The Ohio Oil and Gas Commission has denied D&L Energy’s appeal that asked the independent body of review to temporarily reinstate its operating permits.
After an incident Jan. 31 in which D&L’s sister company Hardrock Excavating was found by state and federal regulators to have dumped hundreds of thousands of gallons of oilfield waste — including oil and brine water — into the Mahoning River, the Ohio Department of Natural Resources revoked both companies’ operating permits.
The Ohio Oil and Gas Commission, which hears complaints against decisions made by ODNR’s Division of Oil and Gas Resources Management, denied D&L’s motion to reverse that decision in an order issued Thursday.
D&L claimed it could not be held responsible for Hardrock’s decision, even though both companies were owned by Ben W. Lupo at the time, who was later charged with violating the Clean Water Act for his role in the dumping incident.

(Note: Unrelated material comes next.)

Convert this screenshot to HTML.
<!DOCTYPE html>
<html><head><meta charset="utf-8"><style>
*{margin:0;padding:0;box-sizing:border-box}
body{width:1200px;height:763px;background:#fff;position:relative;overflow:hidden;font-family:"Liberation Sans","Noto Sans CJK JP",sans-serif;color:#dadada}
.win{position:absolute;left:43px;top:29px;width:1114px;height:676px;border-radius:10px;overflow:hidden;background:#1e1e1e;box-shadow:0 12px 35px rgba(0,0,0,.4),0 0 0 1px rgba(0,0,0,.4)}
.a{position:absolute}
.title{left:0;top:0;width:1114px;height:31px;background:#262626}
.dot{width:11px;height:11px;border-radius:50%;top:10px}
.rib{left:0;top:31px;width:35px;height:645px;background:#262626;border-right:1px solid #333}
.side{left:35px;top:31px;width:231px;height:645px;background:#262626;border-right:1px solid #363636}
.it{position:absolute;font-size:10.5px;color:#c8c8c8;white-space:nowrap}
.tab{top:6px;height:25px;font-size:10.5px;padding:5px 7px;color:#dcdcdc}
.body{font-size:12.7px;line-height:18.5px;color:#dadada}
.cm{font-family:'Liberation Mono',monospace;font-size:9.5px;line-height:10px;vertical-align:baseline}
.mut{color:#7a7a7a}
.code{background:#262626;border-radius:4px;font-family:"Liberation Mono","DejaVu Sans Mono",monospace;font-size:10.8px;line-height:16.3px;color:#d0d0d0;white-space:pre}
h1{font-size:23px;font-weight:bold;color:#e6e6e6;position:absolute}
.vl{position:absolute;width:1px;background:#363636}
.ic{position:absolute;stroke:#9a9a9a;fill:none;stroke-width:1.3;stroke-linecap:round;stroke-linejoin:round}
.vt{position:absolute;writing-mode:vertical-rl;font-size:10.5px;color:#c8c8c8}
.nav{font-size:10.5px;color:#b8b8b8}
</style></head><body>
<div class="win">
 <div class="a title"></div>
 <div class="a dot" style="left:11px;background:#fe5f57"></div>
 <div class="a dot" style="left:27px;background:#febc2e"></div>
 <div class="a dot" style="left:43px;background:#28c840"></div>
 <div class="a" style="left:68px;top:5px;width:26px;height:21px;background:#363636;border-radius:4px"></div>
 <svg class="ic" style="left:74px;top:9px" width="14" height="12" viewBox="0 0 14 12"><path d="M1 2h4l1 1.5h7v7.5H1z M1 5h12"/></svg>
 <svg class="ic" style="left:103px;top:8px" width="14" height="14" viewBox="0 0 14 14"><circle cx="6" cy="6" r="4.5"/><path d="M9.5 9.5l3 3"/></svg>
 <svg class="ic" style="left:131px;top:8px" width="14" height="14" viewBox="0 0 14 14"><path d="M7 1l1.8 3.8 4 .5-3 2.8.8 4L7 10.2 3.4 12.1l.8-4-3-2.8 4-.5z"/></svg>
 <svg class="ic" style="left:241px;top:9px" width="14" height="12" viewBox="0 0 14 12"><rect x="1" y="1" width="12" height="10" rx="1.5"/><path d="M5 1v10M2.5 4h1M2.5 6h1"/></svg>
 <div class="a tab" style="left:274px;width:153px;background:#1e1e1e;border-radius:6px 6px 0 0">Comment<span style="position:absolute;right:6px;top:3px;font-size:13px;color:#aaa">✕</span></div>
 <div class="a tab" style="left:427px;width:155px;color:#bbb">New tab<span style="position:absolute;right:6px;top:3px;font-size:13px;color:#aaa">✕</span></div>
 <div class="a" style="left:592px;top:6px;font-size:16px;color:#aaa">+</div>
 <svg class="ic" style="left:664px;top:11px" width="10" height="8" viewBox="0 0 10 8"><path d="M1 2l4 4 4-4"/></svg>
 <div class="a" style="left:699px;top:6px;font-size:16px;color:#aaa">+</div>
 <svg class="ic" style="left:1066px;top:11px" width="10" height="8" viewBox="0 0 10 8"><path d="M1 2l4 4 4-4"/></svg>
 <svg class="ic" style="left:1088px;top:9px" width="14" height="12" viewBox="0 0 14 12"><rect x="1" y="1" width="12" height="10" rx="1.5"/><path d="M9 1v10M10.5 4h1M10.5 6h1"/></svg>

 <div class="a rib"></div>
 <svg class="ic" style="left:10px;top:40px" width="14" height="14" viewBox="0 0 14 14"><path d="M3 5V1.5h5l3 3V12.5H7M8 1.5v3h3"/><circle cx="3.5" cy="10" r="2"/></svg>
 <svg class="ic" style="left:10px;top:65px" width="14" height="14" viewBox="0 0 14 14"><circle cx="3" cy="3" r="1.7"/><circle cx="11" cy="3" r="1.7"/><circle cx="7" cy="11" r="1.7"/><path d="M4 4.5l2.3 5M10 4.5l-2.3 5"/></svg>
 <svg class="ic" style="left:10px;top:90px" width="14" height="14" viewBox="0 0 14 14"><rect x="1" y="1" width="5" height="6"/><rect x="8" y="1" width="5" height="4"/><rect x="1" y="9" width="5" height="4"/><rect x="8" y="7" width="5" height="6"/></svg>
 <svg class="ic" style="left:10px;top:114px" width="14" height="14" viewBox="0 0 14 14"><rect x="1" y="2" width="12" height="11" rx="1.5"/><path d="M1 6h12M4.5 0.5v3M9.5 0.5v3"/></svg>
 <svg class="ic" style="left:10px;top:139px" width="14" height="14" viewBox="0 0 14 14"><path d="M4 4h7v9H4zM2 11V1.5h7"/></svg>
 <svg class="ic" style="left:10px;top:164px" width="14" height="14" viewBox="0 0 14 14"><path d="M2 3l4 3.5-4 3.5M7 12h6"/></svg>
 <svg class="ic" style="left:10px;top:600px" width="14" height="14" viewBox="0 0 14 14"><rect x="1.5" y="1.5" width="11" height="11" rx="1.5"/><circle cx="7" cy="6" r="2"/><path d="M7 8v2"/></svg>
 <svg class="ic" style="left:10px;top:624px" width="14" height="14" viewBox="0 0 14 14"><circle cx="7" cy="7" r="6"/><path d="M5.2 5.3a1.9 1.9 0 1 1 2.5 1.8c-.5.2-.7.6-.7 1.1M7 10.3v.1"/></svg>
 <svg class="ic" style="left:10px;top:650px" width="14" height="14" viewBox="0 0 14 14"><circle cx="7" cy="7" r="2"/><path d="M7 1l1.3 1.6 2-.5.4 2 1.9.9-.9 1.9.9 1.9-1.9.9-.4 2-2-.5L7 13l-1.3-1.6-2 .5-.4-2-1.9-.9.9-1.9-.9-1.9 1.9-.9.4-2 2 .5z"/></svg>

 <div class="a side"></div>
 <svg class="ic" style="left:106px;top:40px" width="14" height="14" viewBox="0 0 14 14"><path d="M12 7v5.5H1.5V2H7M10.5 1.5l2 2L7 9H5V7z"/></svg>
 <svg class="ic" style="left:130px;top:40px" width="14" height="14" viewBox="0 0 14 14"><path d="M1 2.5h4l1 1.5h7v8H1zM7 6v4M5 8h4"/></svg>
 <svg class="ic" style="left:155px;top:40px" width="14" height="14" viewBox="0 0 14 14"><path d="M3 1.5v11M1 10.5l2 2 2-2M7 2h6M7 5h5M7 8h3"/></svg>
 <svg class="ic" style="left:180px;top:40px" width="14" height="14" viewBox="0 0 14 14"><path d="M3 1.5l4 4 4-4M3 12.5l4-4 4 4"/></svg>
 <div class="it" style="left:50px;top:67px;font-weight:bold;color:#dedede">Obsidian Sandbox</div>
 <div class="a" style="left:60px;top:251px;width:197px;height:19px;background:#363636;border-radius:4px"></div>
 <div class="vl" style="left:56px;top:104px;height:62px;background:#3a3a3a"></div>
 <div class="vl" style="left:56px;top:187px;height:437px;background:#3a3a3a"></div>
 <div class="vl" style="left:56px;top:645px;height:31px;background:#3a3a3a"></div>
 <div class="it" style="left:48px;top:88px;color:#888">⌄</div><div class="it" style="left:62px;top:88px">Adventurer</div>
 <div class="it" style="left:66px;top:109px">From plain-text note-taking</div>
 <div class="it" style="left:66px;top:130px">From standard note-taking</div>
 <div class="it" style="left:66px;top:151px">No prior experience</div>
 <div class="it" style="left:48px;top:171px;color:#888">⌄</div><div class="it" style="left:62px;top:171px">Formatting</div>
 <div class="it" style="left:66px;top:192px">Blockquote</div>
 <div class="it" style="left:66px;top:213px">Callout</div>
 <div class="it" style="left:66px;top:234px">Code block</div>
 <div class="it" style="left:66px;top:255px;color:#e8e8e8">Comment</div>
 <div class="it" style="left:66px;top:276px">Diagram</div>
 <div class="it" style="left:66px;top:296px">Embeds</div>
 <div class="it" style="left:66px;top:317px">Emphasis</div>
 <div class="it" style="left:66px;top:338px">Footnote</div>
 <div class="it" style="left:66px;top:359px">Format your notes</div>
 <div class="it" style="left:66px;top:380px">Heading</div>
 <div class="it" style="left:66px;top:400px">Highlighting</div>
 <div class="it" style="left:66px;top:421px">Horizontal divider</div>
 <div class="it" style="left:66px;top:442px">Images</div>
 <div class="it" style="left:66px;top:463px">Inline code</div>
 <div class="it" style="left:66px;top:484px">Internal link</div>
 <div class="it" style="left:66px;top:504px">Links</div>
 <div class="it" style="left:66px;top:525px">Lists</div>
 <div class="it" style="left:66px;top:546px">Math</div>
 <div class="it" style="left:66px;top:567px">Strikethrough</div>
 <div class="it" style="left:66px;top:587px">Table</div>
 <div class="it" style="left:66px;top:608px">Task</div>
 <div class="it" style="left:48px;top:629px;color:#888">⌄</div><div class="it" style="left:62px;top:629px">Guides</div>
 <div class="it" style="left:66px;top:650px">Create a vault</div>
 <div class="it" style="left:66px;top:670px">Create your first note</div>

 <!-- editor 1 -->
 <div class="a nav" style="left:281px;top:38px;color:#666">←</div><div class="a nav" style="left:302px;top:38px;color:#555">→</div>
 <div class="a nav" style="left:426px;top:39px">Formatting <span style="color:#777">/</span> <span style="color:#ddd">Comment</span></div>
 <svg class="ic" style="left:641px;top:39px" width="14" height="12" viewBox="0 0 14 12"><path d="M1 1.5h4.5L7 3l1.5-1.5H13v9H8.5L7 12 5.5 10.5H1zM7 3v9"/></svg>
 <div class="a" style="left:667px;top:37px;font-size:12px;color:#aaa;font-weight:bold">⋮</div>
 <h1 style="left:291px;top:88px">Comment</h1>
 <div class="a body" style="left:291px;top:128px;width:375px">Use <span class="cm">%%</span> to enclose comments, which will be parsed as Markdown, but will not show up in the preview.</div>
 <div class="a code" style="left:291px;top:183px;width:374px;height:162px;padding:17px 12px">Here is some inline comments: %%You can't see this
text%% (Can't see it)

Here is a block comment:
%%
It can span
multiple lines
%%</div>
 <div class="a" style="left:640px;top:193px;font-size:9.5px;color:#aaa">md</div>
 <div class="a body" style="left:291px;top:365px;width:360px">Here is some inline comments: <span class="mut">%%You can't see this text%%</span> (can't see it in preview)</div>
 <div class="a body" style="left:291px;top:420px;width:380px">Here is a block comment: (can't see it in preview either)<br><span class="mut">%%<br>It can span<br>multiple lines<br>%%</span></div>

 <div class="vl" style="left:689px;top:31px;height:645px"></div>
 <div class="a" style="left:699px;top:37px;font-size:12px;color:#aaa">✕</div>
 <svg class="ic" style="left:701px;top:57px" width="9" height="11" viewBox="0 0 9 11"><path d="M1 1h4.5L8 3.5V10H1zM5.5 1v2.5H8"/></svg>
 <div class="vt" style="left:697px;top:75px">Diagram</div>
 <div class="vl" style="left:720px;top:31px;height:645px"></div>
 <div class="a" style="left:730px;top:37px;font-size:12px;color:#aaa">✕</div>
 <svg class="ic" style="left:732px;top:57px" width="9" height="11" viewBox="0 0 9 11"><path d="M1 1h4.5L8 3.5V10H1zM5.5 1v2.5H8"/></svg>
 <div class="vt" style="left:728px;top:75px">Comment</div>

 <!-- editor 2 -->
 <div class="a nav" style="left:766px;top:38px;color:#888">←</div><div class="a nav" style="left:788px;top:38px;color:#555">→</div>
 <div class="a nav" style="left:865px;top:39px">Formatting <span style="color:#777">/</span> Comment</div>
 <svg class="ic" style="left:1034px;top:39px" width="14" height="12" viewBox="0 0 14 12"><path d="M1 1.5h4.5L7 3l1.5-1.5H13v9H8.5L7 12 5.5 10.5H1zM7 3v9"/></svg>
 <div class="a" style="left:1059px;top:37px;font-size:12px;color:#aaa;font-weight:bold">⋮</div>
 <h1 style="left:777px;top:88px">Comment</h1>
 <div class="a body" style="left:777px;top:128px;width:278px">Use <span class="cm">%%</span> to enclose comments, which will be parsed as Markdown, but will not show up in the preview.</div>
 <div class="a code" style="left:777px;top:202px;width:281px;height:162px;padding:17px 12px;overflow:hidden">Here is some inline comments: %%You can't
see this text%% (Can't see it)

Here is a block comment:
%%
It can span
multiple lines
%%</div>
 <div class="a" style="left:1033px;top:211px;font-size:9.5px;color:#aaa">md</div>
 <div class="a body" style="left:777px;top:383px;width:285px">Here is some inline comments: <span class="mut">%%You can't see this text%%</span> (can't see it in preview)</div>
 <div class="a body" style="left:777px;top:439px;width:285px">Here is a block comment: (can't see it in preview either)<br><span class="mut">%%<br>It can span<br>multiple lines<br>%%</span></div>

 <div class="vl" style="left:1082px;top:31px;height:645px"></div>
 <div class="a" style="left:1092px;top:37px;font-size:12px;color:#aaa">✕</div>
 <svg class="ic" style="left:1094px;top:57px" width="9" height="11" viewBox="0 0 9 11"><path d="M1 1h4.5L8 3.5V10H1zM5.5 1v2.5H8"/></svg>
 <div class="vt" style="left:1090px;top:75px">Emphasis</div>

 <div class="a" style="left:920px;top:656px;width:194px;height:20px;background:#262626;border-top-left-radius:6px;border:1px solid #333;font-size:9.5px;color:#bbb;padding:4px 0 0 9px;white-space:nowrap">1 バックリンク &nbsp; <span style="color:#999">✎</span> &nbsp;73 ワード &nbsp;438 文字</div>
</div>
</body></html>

A formal hearing on the permit revocation is scheduled for May 22 and 23 before the commission to permanently decide the fate of D&L’s operating permits.
The company operated six injection wells, which are used to dispose of fracking water deep underground.
D&L is heavily indebted and facing litigation on multiple fronts along with Lupo.
It requested a temporary suspension of ODNR’s decision so it could generate more revenue until the formal hearing next month.
Lawyers for D&L argued its case before the commission’s members Monday.
Two seats are empty on the five-member commission, leaving three to decide that counsel for D&L failed in its arguments to temporarily lift ODNR’s decision.
In its order, the commission wrote that “D&L failed to demonstrate compelling grounds to support a stay of execution.”